The G-15, which on Monday adopted a special statement expressing deep concern over the currency turmoil, announced on Wednesday that member states' finance ministers will meet next month to make foreign exchange trade recommendations.

"They will draft rules and regulations to be submitted to the IMF," Mahathir told a news conference.

Mahathir said the officials would meet at the same time as finance ministers from the Association of South East Asian Nations (ASEAN), set to gather on Dec. 1 and 2 in Kuala Lumpur.

The head of the International Monetary Fund, Michel Camdessus, was expected to present a paper on currency trade at the ASEAN meeting.

"The recommendations will be circulated to the heads of government for approval immediately," Mahathir said in a speech to the concluding session. "The heads of government are expected to forward these to the IMF and the World Bank."

Mahathir said there were rules governing stock markets but none in currency markets.

"We need to know where the money is coming from.
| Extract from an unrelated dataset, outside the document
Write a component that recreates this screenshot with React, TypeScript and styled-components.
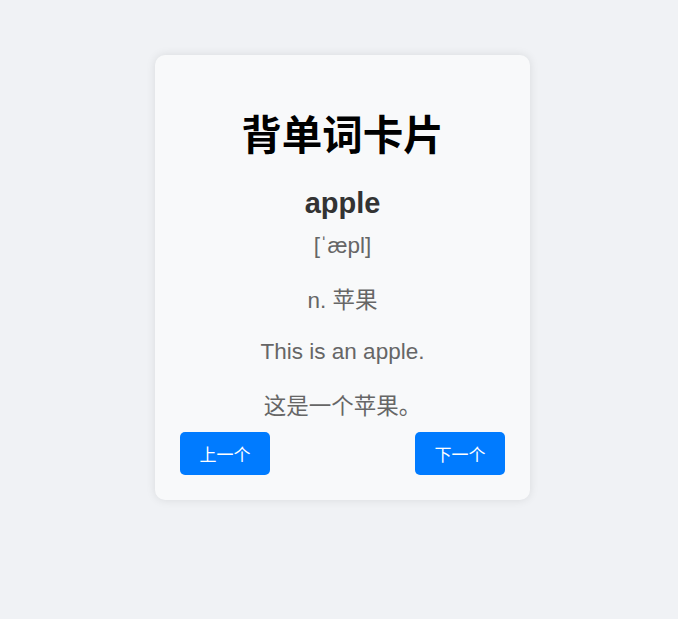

Is it hot money, money laundering?" he said. "Sometimes they are dealing with drug money, so regulations should be drawn up to make sure that they trade in real money and they pay real taxes."

Indonesia President Soeharto said his country, backed by an IMF recovery plan, had recovered from its financial crisis.

"The monetary crisis in Indonesia is a matter of confidence in our rupiah, in our currency. We have recovered," he said.

The G-15 members are Algeria, Argentina, Brazil, Chile, Egypt, India, Indonesia, Jamaica, Kenya, Malaysia, Mexico, Nigeria, Peru, Senegal, Venezuela and Zimbabwe. Kenya was admitted to the group on Monday.

The heads of state or government from six nations -- Algeria, Egypt, Indonesia, Malaysia, Peru and Zimbabwe -- attended the summit, prompting debate over low attendance.

The leaders rejected a proposal to meet every two years, and moved up the next meeting to May 1998.

In a joint communique, the G-15 leaders called for greater access to rich nations' markets, capital and technology, and denounced a U.S. trade law that authorizes Washington to impose unilateral sanctions.